ManUp co-founder/director, Jill Costello, said they want to can give men enough information to make an informed choice on their health”.
“Prostate cancer is now one of the leading causes of cancer related death in men. And it certainly doesn’t get the profile that other cancers get such as bowel cancer and breast cancer, nor does it get the funding,” she said.
“So while we aren’t educating men about their prostate – what happens, where it is, what happens when something goes wrong, what they should be doing – we’re leading them at risk.
“We’re not saying; ‘run out there and test, test, test, have biopsies, have your prostate out’. It’s just; here is all the information to make an informed choice in regards to this area of your health.
“Very rarely are there any symptoms in the early stages, so you don’t know you have it until there’s an issue. Secondly, it’s one of the more treatable cancers if it’s caught in the early stages - the survival rate is almost 98 per cent, but that drops to 16 per cent in the advanced stages.”

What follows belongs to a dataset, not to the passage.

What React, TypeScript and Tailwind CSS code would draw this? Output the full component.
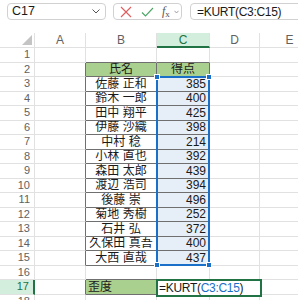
import React from "react";

const names = [
  "佐藤 正和",
  "鈴木 一郎",
  "田中 翔平",
  "伊藤 沙織",
  "中村 稔",
  "小林 直也",
  "森田 太郎",
  "渡辺 浩司",
  "後藤 崇",
  "菊地 秀樹",
  "石井 弘",
  "久保田 真吾",
  "大西 直哉",
];
const scores = [385, 400, 425, 398, 214, 392, 439, 394, 496, 252, 372, 400, 437];

const cols = ["A", "B", "C", "D", "E"];
const rows = Array.from({ length: 18 }, (_, i) => i + 1);

function Cell({ r, c }: { r: number; c: string }) {
  const inTable = r >= 2 && r <= 15;
  let cls = "border-r border-b border-[#e1e1e1] flex items-center overflow-hidden whitespace-nowrap";
  let content: React.ReactNode = null;
  if (c === "A") {
    if (inTable || r === 17) cls += " border-r-[#6f6f6f]";
  } else if (c === "B") {
    if (r === 1 || r === 16) cls += " border-b-[#6f6f6f]";
    if (inTable || r === 17) cls += " border-r-[#6f6f6f] border-b-[#6f6f6f]";
    if (r === 2 || r === 17) cls += " bg-[#a9d08e]";
    if (r === 2) {
      cls += " justify-center";
      content = "氏名";
    } else if (r >= 3 && r <= 15) {
      cls += " justify-center";
      content = names[r - 3];
    } else if (r === 17) {
      cls += " pl-[2px]";
      content = "歪度";
    }
  } else if (c === "C") {
    if (r === 1) cls += " border-b-[#6f6f6f]";
    if (inTable) cls += " border-r-[#6f6f6f] border-b-[#6f6f6f]";
    if (r === 2) {
      cls += " bg-[#a9d08e] justify-center";
      content = "得点";
    } else if (r >= 3 && r <= 15) {
      cls += " bg-[#e6eef8] justify-end pr-[3px] text-[11px]";
      content = scores[r - 3];
    }
  }
  return <div className={cls + " text-[12px] leading-none text-[#1a1a1a]"}>{content}</div>;
}

export default function App() {
  return (
    <div
      className="w-[298px] h-[300px] overflow-hidden bg-white relative"
      style={{ fontFamily: '"Liberation Sans", "Noto Sans CJK JP", sans-serif' }}
    >
      {/* formula bar */}
      <div className="h-[33px] flex items-start pt-[3px] pl-[7px]">
        <div className="w-[99px] h-[17px] border border-[#d1d1d1] rounded-[4px] flex items-center justify-between pl-[4px] pr-[5px] shrink-0">
          <span className="text-[12.5px] text-[#1a1a1a] leading-none">C17</span>
          <svg width="8" height="5" viewBox="0 0 8 5">
            <path d="M0.5 0.5 L4 4 L7.5 0.5" fill="none" stroke="#555" strokeWidth="1" />
          </svg>
        </div>
        <div className="ml-[7px] w-[69px] h-[17px] border border-[#d1d1d1] rounded-[4px] flex items-center pl-[6px] shrink-0">
          <svg width="12" height="12" viewBox="0 0 12 12">
            <path d="M1 1 L11 11 M11 1 L1 11" stroke="#e35b5b" strokeWidth="1.1" />
          </svg>
          <svg width="13" height="12" viewBox="0 0 13 12" className="ml-[9px]">
            <path d="M1 6.5 L4.5 10 L12 2" fill="none" stroke="#4aa564" strokeWidth="1.1" />
          </svg>
          <span
            className="ml-[8px] text-[12px] italic text-[#555] leading-none"
            style={{ fontFamily: '"Liberation Serif", serif' }}
          >
            f<span className="text-[9px] not-italic align-[-2px]">x</span>
          </span>
          <svg width="5" height="4" viewBox="0 0 5 4" className="ml-[4px]">
            <path d="M0.5 0.8 L2.5 3 L4.5 0.8" fill="none" stroke="#888" strokeWidth="0.8" />
          </svg>
        </div>
        <div className="ml-[8px] w-[120px] h-[17px] border border-[#d1d1d1] rounded-[4px] flex items-center pl-[6px] shrink-0">
          <span className="text-[12px] text-[#1a1a1a] leading-none tracking-[-0.3px]">=KURT(C3:C15)</span>
        </div>
      </div>

      {/* sheet */}
      <div className="relative grid w-[320px] grid-cols-[35px_51px_71px_53px_50px_60px] grid-rows-[15px_repeat(18,14.5px)]">
        {/* header row */}
        <div className="border-r border-b border-[#e1e1e1] flex items-end justify-end pr-[2px] pb-[2px]">
          <svg width="10" height="10" viewBox="0 0 10 10">
            <path d="M10 0 L10 10 L0 10 Z" fill="#c4c4c4" />
          </svg>
        </div>
        {cols.map((c) => (
          <div
            key={c}
            className={
              c === "C"
                ? "bg-[#d3eedd] border-r border-[#e1e1e1] border-b-2 border-b-[#217346] flex items-center justify-center text-[12px] text-[#217346] leading-none"
                : "border-r border-b border-[#e1e1e1] flex items-center justify-center text-[12px] text-[#616161] leading-none"
            }
          >
            {c}
          </div>
        ))}

        {rows.map((r) => (
          <React.Fragment key={r}>
            <div
              className={
                r === 17
                  ? "bg-[#d3eedd] border-b border-[#e1e1e1] border-r-2 border-r-[#217346] flex items-center justify-end pr-[4px] text-[11px] text-[#217346] leading-none"
                  : "border-r border-b border-[#e1e1e1] flex items-center justify-end pr-[4px] text-[11px] text-[#616161] leading-none"
              }
            >
              {r}
            </div>
            {cols.map((c) => (
              <Cell key={c} r={r} c={c} />
            ))}
          </React.Fragment>
        ))}

        {/* reference highlight C3:C15 */}
        <div className="absolute left-[156px] top-[43px] w-[54px] h-[190px] border-2 border-[#1a6fc9] pointer-events-none" />
        <div className="absolute left-[154px] top-[41px] w-[6px] h-[6px] bg-[#1a6fc9] border border-white" />
        <div className="absolute left-[206px] top-[41px] w-[6px] h-[6px] bg-[#1a6fc9] border border-white" />
        <div className="absolute left-[154px] top-[229px] w-[6px] h-[6px] bg-[#1a6fc9] border border-white" />
        <div className="absolute left-[206px] top-[229px] w-[6px] h-[6px] bg-[#1a6fc9] border border-white" />

        {/* editing cell C17 */}
        <div className="absolute left-[156px] top-[246px] w-[106px] h-[18px] border-2 border-[#217346] bg-white flex items-center pl-[1px] text-[12px] leading-none text-[#1a1a1a] tracking-[-0.3px]">
          =KURT(<span className="text-[#1a6fc9]">C3:C15</span>)
        </div>
      </div>
    </div>
  );
}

She added that it’s the 45-55 years age group which is going missing, due to the perception that “it’s an old man’s disease”.
“We say we like to see men to start [getting regular checks] from the age of 40, to set up a baseline to follow and that’s purely to monitor. But we find that the biggest age group that we’re currently not capturing are the 45-55 year old men.
“They’re the ones that we’re not getting who are dying. Because this is historically thought of as an old man’s disease and they tend to worry about it when they’re in their 60s and 70s.
“But we’re finding that the prevalence in men 45 to 55 have increased something like six-fold in the last 20 years. So we’re saying ‘start at the age of 40 – unless you have a terrible family history – set up a baseline and make sure you monitor it, if something happens make sure you take action.”
Jill said that the way forward is talking about prostate cancer, raising its profile, which may take a generational shift.
“I think that it’s a matter of discussing it, women have been very good about talking about women’s health issues,” she said.
“Particularly breast cancer, which has come to the fore, and I’ve had breast cancer so I can honestly say there’s a large amount of information and support services out there. And friends and personalities saying ‘check your breasts, it happened to me it can happen to you’.
“We don’t find a number of men going out there saying ‘I’ve had prostate cancer, it can happen to anybody’. They’re tending to talk more to each other about it, but not to the extent that women would talk about their health issues.
“Older men aren’t comfortable talking about it at all and I think it needs a shift towards younger men accepting that this is an important area of their health and it’s something they need to discuss.
“The more we talk about it and the more it comes to the fore, the more awareness we raise. If we bury it down there, it’s going to stay down there.”